И т. п. Можно согласиться с ним, что реакция людей на какие-то события была неадекватна. Налицо то самое столь прославленное Фукуямой иррациональное желание рисковать своей жизнью «из-за ерунды». Таким образом, рассматривая разрушение существовавших общественных порядков с этой стороны, мы приходим к выводу о иррациональности этого процесса.

«Впоследствии историки интерпретировали такие явления как вторичные, или спусковые причины, которыми они и являются, но от этого не становятся менее необходимыми для запуска цепи событий окончательной революции. Революционные ситуации не могут наступить, если нет хотя бы горстки людей, готовых рискнуть жизнью и комфортом ради высокого дела.»

Равно как и для не очень высокого, равно как и чужими жизнями и судьбами.

«Необходимая для этого храбрость не может исходить из той части души, что ведает желаниями, но должна произойти из тимоса. Человек желания, Человек Экономический, истинный буржуа, будет вести внутренние «расчеты затрат и выгод», которые всегда дадут ему причину «работать внутри системы». И только тимотический человек, человек гнева, ревнующий за собственное достоинство и за достоинство своих сограждан, человек, который ощущает, что его ценность составляет большее, чем комплекс желаний, из которых складывается физическое существование, — только такой человек может встать перед танком или цепью солдат. И часто бывает так, что без таких мелких актов храбрости в ответ на мелкие акты несправедливости куда большая цепь событий, ведущих к фундаментальным изменениям, так и не будет запущена.»
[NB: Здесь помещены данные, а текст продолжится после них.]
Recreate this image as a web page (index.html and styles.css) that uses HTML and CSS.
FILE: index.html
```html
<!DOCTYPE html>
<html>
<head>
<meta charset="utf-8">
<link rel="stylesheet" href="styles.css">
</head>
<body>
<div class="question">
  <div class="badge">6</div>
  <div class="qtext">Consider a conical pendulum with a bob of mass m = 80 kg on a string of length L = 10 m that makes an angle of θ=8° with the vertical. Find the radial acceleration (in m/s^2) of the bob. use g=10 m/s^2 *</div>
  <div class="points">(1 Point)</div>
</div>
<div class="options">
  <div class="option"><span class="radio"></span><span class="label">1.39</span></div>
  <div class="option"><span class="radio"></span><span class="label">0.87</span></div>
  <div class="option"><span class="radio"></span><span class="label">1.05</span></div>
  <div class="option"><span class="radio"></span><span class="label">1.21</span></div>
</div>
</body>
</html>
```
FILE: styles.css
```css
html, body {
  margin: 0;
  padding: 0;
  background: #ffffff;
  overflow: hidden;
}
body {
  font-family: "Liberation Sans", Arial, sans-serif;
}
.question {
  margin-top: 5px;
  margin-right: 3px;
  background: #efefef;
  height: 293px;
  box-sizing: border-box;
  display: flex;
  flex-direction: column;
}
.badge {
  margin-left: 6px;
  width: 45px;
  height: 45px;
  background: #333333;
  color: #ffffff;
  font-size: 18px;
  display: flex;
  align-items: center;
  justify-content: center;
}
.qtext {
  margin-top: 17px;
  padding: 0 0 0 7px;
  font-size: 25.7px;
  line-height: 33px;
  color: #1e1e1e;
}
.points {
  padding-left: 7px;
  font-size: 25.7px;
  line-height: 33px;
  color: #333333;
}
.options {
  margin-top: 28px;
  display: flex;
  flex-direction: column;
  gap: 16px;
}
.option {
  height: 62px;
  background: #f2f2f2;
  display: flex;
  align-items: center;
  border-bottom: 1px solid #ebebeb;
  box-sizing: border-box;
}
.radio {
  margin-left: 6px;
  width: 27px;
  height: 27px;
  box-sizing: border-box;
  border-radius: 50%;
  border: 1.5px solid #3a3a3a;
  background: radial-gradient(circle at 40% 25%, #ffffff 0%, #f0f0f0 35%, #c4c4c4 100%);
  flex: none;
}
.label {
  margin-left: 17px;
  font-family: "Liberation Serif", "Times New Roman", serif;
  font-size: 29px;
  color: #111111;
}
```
Фукуяма противопоставляет «Человека Экономического» «тимотическому человеку, человеку гнева». Читателю предоставляется эмоциональный выбор в котором первый тип, с которым оказывается связана общественная стабильность, заведомо окажется проигравшим. Читатель, даже понимая, что здесь присутствует какая-то неправильность, оказывается вынужденным предпочесть бунтующего «человека гнева». Но стабильность и Норма это отнюдь не сторона «экономических людей» - эти приспособятся и к бунту, хотя и с меньшим комфортом (но часто с большей выгодой). Норма обеспечивается на самом деле вовсе не «Человеком Экономическим», а людьми труда и разума. Значит ли это, что люди, движимые «любовью к ближнему» и дальнему, а не гневом и экономическим расчетом не могут принимать участие в революциях? Наверное, могут, но не как носители хаоса, не как люди разгневанные надуманными пустяками, а лишь как носители Нормы, от которой отстала государственная оболочка. Говоря проще - это тот случай, когда ответ «да» подразумевает ответ «нет» - революции это все же не тот путь, которым Норма воплощается в жизнь. Для прогресса думающие люди гораздо важнее людей с ружьями, они же и более опасны как для властей, отошедших от Нормы, так и для тех «революционеров», которые используют разгневанных людей, чтобы пройти во власть по их головам.
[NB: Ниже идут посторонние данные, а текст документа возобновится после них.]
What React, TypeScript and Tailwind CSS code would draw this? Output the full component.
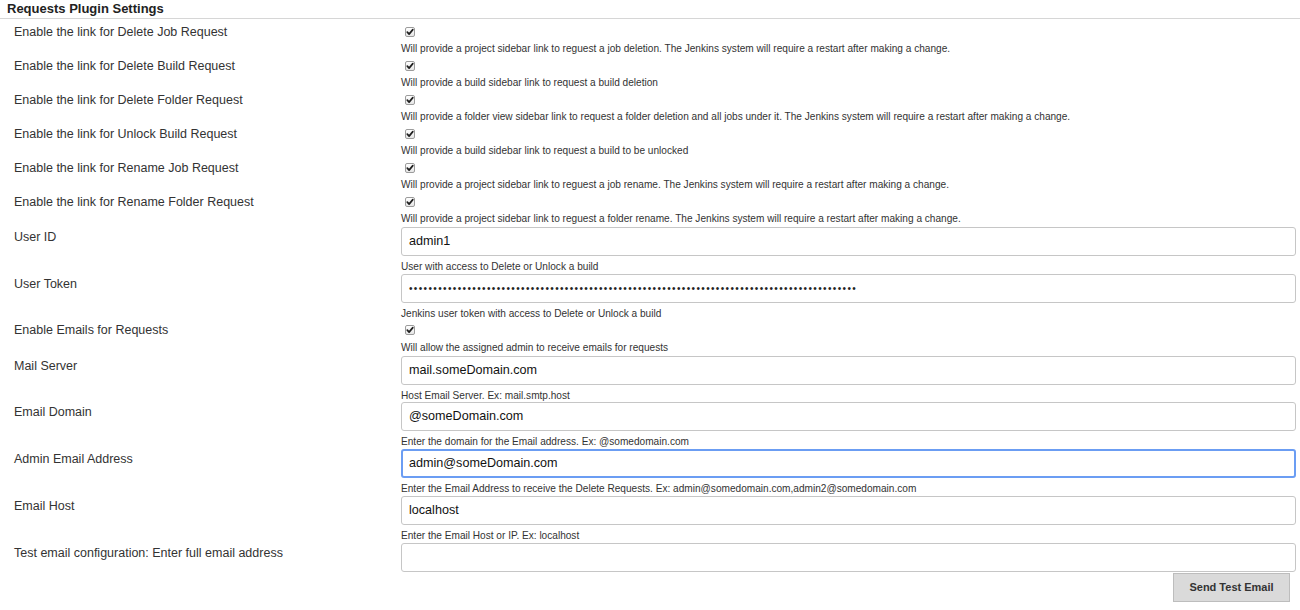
import React from "react";

const Check = () => (
  <div className="ml-[4px] flex h-[10px] w-[10px] items-center justify-center rounded-[2px] border border-[#9c9c9c] bg-gradient-to-b from-white to-[#e6e6e6]">
    <svg width="8" height="8" viewBox="0 0 8 8">
      <path d="M1.3 4.2 L3.1 6.1 L6.8 1.6" fill="none" stroke="#1f1f1f" strokeWidth="1.7" strokeLinecap="round" strokeLinejoin="round" />
    </svg>
  </div>
);

const CheckRow = ({ label, desc, last }: { label: string; desc: string; last?: boolean }) => (
  <div>
    <div className="grid h-[17px] grid-cols-[401px_1fr] items-center">
      <div className="pl-[14px] pt-[2px] text-[12.5px] leading-[15px]">{label}</div>
      <div className="flex items-center">
        <Check />
      </div>
    </div>
    <div className={`${last ? "h-[18px] pt-[4px]" : "h-[17px] pt-[3px]"} pl-[401px] text-[10.1px] leading-[12px] whitespace-nowrap`}>{desc}</div>
  </div>
);

const InputRow = ({
  label,
  value,
  desc,
  focused,
  password,
  shortDesc,
}: {
  label: string;
  value?: string;
  desc?: string;
  focused?: boolean;
  password?: boolean;
  shortDesc?: boolean;
}) => (
  <div>
    <div className="grid grid-cols-[401px_1fr] pr-[4px]">
      <div className="pl-[14px] pt-[3px] text-[12.5px] leading-[15px]">{label}</div>
      <div
        className={`flex h-[29px] items-center rounded-[3px] bg-white ${
          focused ? "border-2 border-[#6b9df3] pl-[6px]" : "border border-[#c6c6c6] pl-[7px]"
        } text-[12.6px] text-[#111]`}
      >
        {password ? (
          <span className="text-[10px] tracking-[1.37px] text-[#222]">{"•".repeat(92)}</span>
        ) : (
          value
        )}
      </div>
    </div>
    {desc !== undefined && (
      <div className={`${shortDesc ? "h-[17px]" : "h-[18px]"} pl-[401px] pt-[5px] text-[10.1px] leading-[12px] whitespace-nowrap`}>{desc}</div>
    )}
  </div>
);

export default function App() {
  return (
    <div className="h-[610px] w-[1300px] overflow-hidden bg-white font-['Liberation_Sans',Arial,sans-serif] text-[#333]">
      <div className="h-[19px] border-b border-[#d6d6d6] pl-[7px] text-[13px] font-bold leading-[17px] text-[#222]">
        Requests Plugin Settings
      </div>
      <div className="pt-[4px]">
        <CheckRow
          label="Enable the link for Delete Job Request"
          desc="Will provide a project sidebar link to reguest a job deletion. The Jenkins system will require a restart after making a change."
        />
        <CheckRow
          label="Enable the link for Delete Build Request"
          desc="Will provide a build sidebar link to request a build deletion"
        />
        <CheckRow
          label="Enable the link for Delete Folder Request"
          desc="Will provide a folder view sidebar link to request a folder deletion and all jobs under it. The Jenkins system will require a restart after making a change."
        />
        <CheckRow
          label="Enable the link for Unlock Build Request"
          desc="Will provide a build sidebar link to request a build to be unlocked"
        />
        <CheckRow
          label="Enable the link for Rename Job Request"
          desc="Will provide a project sidebar link to reguest a job rename. The Jenkins system will require a restart after making a change."
        />
        <CheckRow
          label="Enable the link for Rename Folder Request"
          desc="Will provide a project sidebar link to reguest a folder rename. The Jenkins system will require a restart after making a change."
        />
        <InputRow label="User ID" value="admin1" desc="User with access to Delete or Unlock a build" />
        <InputRow label="User Token" password desc="Jenkins user token with access to Delete or Unlock a build" />
        <CheckRow
          label="Enable Emails for Requests"
          desc="Will allow the assigned admin to receive emails for requests"
          last
        />
        <InputRow label="Mail Server" value="mail.someDomain.com" desc="Host Email Server. Ex: mail.smtp.host" shortDesc />
        <InputRow label="Email Domain" value="@someDomain.com" desc="Enter the domain for the Email address. Ex: @somedomain.com" />
        <InputRow
          label="Admin Email Address"
          value="admin@someDomain.com"
          focused
          desc="Enter the Email Address to receive the Delete Requests. Ex: admin@somedomain.com,admin2@somedomain.com"
        />
        <InputRow label="Email Host" value="localhost" desc="Enter the Email Host or IP. Ex: localhost" />
        <InputRow label="Test email configuration: Enter full email address" value="" />
        <div className="mt-[1px] flex justify-end pr-[10px]">
          <button className="h-[29px] w-[117px] border border-[#bdbdbd] bg-[#dadada] text-[11px] font-bold text-[#333]">
            Send Test Email
          </button>
        </div>
      </div>
    </div>
  );
}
Фукуяма сам понимает, что позиционируемая им как высшая мотивация «жажда признания» имеет весьма серьезные изъяны:

«До сих пор свойственное человеку ощущение самоценности и требование, чтобы ее признавали, было представлено как источник благородных доблестей — храбрости, великодушия, общественного духа, как фундамент сопротивления тирании, как причина для выбора либеральной демократии. Но жажда признания имеет и свою тёмную сторону, ту сторону, которая многих философов привела к мнению, что тимос есть источник человеческого зла.»

«тимос даже в самых скромных своих проявлениях есть исходный пункт людских конфликтов.»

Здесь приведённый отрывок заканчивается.